### Entries with page source code
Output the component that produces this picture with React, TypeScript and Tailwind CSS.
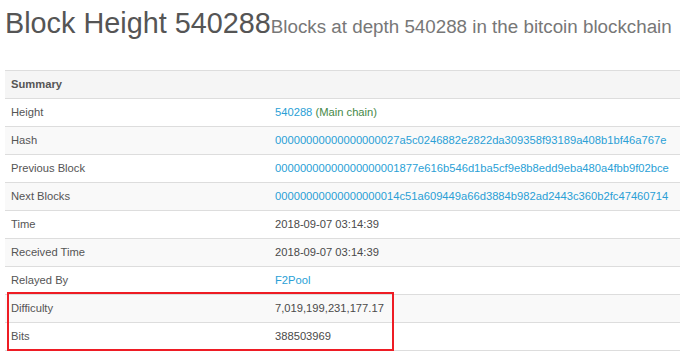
import React from "react";

type Row = { label: string; value: React.ReactNode };

const link = "text-[#2a9fd6]";

const rows: Row[] = [
  {
    label: "Height",
    value: (
      <>
        <span className={link}>540288</span>{" "}
        <span className="text-[#468847]">(Main chain)</span>
      </>
    ),
  },
  { label: "Hash", value: <span className={link}>00000000000000000027a5c0246882e2822da309358f93189a408b1bf46a767e</span> },
  { label: "Previous Block", value: <span className={link}>00000000000000000001877e616b546d1ba5cf9e8b8edd9eba480a4fbb9f02bce</span> },
  { label: "Next Blocks", value: <span className={link}>00000000000000000014c51a609449a66d3884b982ad2443c360b2fc47460714</span> },
  { label: "Time", value: "2018-09-07 03:14:39" },
  { label: "Received Time", value: "2018-09-07 03:14:39" },
  { label: "Relayed By", value: <span className={link}>F2Pool</span> },
  { label: "Difficulty", value: "7,019,199,231,177.17" },
  { label: "Bits", value: "388503969" },
];

export default function App() {
  return (
    <div
      className="relative w-[680px] h-[355px] overflow-hidden bg-white"
      style={{ fontFamily: '"Liberation Sans", Arial, sans-serif' }}
    >
      <div className="pl-[5px] pt-[7px] flex items-baseline whitespace-nowrap">
        <h1 className="text-[28.8px] leading-[32px] text-[#555555] font-normal">Block Height 540288</h1>
        <span className="text-[18.8px] text-[#777777]">Blocks at depth 540288 in the bitcoin blockchain</span>
      </div>
      <div className="mt-[29px] ml-[5px] w-[700px] border-b border-[#dddddd] text-[11.2px] leading-[17px]">
        <div className="flex border-t border-[#dddddd] bg-[#f5f5f5]">
          <div className="w-[264px] px-[6px] py-[5px] font-bold text-[#555555]">Summary</div>
          <div className="flex-1 px-[6px] py-[5px]">&nbsp;</div>
        </div>
        {rows.map((r, i) => (
          <div
            key={r.label}
            className={`flex border-t border-[#dddddd] ${i % 2 === 1 ? "bg-[#f9f9f9]" : "bg-white"}`}
          >
            <div className="w-[264px] shrink-0 px-[6px] py-[5px] text-[#555555]">{r.label}</div>
            <div className="flex-1 px-[6px] py-[5px] text-[#4a4a4a] whitespace-nowrap">{r.value}</div>
          </div>
        ))}
      </div>
      <div className="absolute left-[7px] top-[292px] w-[387px] h-[59px] border-2 border-[#ee1c24]" />
    </div>
  );
}
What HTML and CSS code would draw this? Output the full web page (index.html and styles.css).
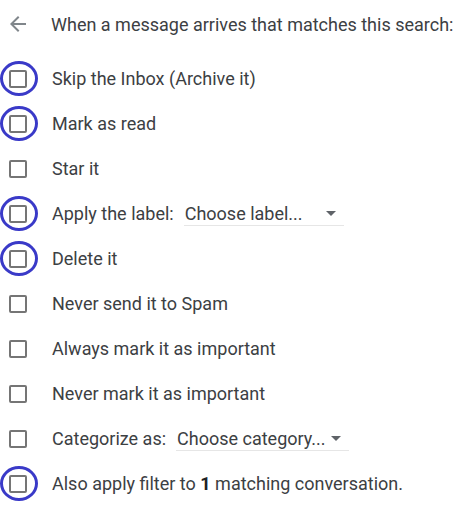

### Aim
Would you return the data exactly as written, without the pictures?

### Exercise result
Output the component that produces this picture with React, TypeScript and Tailwind CSS.
import React from "react";

type Row = { label: string; value: React.ReactNode };

const link = "text-[#2a9fd6]";

const rows: Row[] = [
  {
    label: "Height",
    value: (
      <>
        <span className={link}>540288</span>{" "}
        <span className="text-[#468847]">(Main chain)</span>
      </>
    ),
  },
  { label: "Hash", value: <span className={link}>00000000000000000027a5c0246882e2822da309358f93189a408b1bf46a767e</span> },
  { label: "Previous Block", value: <span className={link}>00000000000000000001877e616b546d1ba5cf9e8b8edd9eba480a4fbb9f02bce</span> },
  { label: "Next Blocks", value: <span className={link}>00000000000000000014c51a609449a66d3884b982ad2443c360b2fc47460714</span> },
  { label: "Time", value: "2018-09-07 03:14:39" },
  { label: "Received Time", value: "2018-09-07 03:14:39" },
  { label: "Relayed By", value: <span className={link}>F2Pool</span> },
  { label: "Difficulty", value: "7,019,199,231,177.17" },
  { label: "Bits", value: "388503969" },
];

export default function App() {
  return (
    <div
      className="relative w-[680px] h-[355px] overflow-hidden bg-white"
      style={{ fontFamily: '"Liberation Sans", Arial, sans-serif' }}
    >
      <div className="pl-[5px] pt-[7px] flex items-baseline whitespace-nowrap">
        <h1 className="text-[28.8px] leading-[32px] text-[#555555] font-normal">Block Height 540288</h1>
        <span className="text-[18.8px] text-[#777777]">Blocks at depth 540288 in the bitcoin blockchain</span>
      </div>
      <div className="mt-[29px] ml-[5px] w-[700px] border-b border-[#dddddd] text-[11.2px] leading-[17px]">
        <div className="flex border-t border-[#dddddd] bg-[#f5f5f5]">
          <div className="w-[264px] px-[6px] py-[5px] font-bold text-[#555555]">Summary</div>
          <div className="flex-1 px-[6px] py-[5px]">&nbsp;</div>
        </div>
        {rows.map((r, i) => (
          <div
            key={r.label}
            className={`flex border-t border-[#dddddd] ${i % 2 === 1 ? "bg-[#f9f9f9]" : "bg-white"}`}
          >
            <div className="w-[264px] shrink-0 px-[6px] py-[5px] text-[#555555]">{r.label}</div>
            <div className="flex-1 px-[6px] py-[5px] text-[#4a4a4a] whitespace-nowrap">{r.value}</div>
          </div>
        ))}
      </div>
      <div className="absolute left-[7px] top-[292px] w-[387px] h-[59px] border-2 border-[#ee1c24]" />
    </div>
  );
}
What HTML and CSS code would draw this? Output the full web page (index.html and styles.css).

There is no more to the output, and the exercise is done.